Slavery in Colonial America

Slavery is the situation where people are held against their wish and thereafter treated as other people’s property and forced to work. This practice not only predates written records, but also existed in many countries and cultures. Conditions that can be deemed as slavery include indentured servitude, forced marriage, child soldiers, serfdom, and debt bondage.  In the colonial America, the origin of this practice is complex. As a result, there are various theories that true to explain slavery. Nonetheless, the impact of slavery on the American society can still be felt many years after the abolition of slavery. In fact, the slavery era is arguably the darkest years in America’s history considering that this country could have been built on the backs of millions of slaves.

It is believed that slavery in colonial America commenced in the year 1969 after a group of 20 African slaves were sold to the settlers of Jamestown by a Dutch trader. As compared to those slaves that were brought later in the colonial period, the first slaves experienced less mistreated and restrictions. This means that first slaves in colonial America were introduced as indentured servants rather than slaves. In colonial America, most planters, farmers and shopkeepers experienced various problems when hiring workers because of limited cash. Moreover, it was very easy for a worker to set up his or her own home. To resolve this problem, these farmers and planters resorted to providing food, training, housing and clothing to these indentured servants in exchange of work. As the years progressed, slave labor replaced indenture servitude in colonial America.

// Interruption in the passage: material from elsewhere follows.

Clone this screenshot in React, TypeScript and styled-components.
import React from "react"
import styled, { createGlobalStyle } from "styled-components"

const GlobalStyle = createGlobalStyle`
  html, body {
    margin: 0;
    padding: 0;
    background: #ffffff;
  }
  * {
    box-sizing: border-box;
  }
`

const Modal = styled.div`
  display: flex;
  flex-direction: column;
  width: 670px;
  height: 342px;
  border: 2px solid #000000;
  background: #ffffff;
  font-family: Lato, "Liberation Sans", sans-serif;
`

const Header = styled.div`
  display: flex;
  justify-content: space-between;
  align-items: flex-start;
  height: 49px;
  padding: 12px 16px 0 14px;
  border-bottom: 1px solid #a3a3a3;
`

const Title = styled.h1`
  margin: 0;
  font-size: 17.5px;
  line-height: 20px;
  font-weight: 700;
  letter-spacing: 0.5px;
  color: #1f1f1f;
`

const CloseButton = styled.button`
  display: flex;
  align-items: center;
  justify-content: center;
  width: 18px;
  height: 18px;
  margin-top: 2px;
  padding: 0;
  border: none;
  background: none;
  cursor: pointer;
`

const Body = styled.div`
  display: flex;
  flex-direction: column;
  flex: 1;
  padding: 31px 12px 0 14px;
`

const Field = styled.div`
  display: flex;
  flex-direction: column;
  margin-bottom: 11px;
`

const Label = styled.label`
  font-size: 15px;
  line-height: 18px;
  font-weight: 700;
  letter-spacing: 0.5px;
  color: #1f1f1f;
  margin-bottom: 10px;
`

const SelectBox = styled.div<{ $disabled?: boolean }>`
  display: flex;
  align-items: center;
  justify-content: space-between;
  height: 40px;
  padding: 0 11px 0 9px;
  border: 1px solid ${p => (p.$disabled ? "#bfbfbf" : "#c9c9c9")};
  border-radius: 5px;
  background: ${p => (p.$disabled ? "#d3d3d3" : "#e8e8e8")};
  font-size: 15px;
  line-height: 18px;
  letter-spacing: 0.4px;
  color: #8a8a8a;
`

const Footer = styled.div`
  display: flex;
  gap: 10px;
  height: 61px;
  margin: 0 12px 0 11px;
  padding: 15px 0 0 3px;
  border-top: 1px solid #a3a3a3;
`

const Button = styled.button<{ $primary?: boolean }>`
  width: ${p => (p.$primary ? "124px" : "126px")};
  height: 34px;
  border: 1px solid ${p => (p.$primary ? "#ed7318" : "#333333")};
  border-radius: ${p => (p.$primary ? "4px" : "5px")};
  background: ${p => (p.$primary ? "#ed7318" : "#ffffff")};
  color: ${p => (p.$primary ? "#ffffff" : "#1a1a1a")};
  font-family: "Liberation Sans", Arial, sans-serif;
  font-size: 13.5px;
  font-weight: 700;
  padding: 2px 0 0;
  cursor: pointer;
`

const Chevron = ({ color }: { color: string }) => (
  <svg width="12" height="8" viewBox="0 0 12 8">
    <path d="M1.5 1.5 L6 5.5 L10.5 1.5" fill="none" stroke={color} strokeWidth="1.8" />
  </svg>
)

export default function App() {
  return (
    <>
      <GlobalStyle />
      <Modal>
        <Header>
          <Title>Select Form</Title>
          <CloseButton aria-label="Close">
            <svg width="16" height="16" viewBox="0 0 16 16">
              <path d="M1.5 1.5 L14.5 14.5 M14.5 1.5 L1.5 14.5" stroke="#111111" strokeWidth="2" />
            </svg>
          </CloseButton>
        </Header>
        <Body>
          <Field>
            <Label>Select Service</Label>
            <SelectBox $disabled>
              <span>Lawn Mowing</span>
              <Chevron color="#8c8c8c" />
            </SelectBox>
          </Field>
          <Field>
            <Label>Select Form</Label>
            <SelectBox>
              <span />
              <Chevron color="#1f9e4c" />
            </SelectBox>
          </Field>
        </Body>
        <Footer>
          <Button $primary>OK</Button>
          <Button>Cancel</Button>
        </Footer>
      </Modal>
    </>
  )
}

The need for more workers and cheap labor in huge plantations of valuable cash crops such as sugar, cotton, tobacco and coffee led to the introduction of slave labor in place of indenture servants. At this time, slaves were compelled to work in gangs on vast plantations of sugarcane, cotton and other high value cash crops.

There were several legal differences between slaves and indentures servants. For instance, all indentured servants were still free by law because they still enjoyed some basic civil rights. Moreover, they were free to leave and establish lives of their own after serving their agreed term with the masters. On the other hand, slaves had no civil rights whatsoever because they were considered their owner’s property. Moreover, slaves were supposed to serve their masters for life. Indentured servants were liable to some basic provisions such as clothing, food, and housing. By contrast, slaves were treated as animals. They were abused severely by their masters and be killed in some instances. Note that killing of an indentured servant was not allowed but killing a slave was considered legal by the masters.

The forced journey of Africans from their continent to North America was a horrific experience for those who lived to tell it. Thousands of kidnapped Africans would be sold by African warlords, kings and private kidnappers to slave merchants in exchange of manufactured goods from Europe.  After trading, the slaves would be taken to slave ships, which typically contained 30 crew members and several hundred slaves. Depending on weather conditions, the voyage back to Europe and South America took approximately six moths. To save space, the right leg of a male slave would be chained with the left leg of an adjacent slave. Women and children were kept away from men. While in transit, these slaves fed on corn, palm oil, yams, beans and rice. Most slaves never made it to their destination because of the harsh treatment they received on the way. Malnutrition, overcrowding and diseases were the key causes of their death. Those who could not endure this misery resorted to hunger strikes and suicides. After the strenuous 3700 mile journey, the slave ship would eventually dock in North America.

A majority of Southerners justified this evil and inhuman act by terming it as an excellent system for agrarian nation. They also justified slavery because they considered it to be cheap and easily replaceable labor. The southerners also justified this act by quoting the Bible. They were of the opinion that the Israelites were not only slaveholders, but were also enslaved in Egypt despite the fact that they were God’s chosen nation. They also held that all blacks were inferior to whites because all men are not equally created. Racism was not a southern phenomenon per se, but a widespread ideation all over America. A majority of the white populace believed that blacks were inferior; therefore, they were better of as personal properties

Racism is a continuous controversial subject that will continue to exist within the American society for many years to come. This culminates from the longstanding hurt feelings and hatred that eats away at the bold efforts and good intentions that most Americans are trying to promote. Although most Americans would argue that they are not racist, many of them are just trying to be politically correct or making fools out of themselves. People of color and thousands of minorities continue to experience high unemployment rates, poverty, school segregation, police profiling, and repressive incarceration. Despite the fact that the ascension of a black president to the White House is a huge achievement for racial relationships in America, more needs to be done. All Americans should improve their efforts to fight racism if they want to attain the civil right objective of equality for all.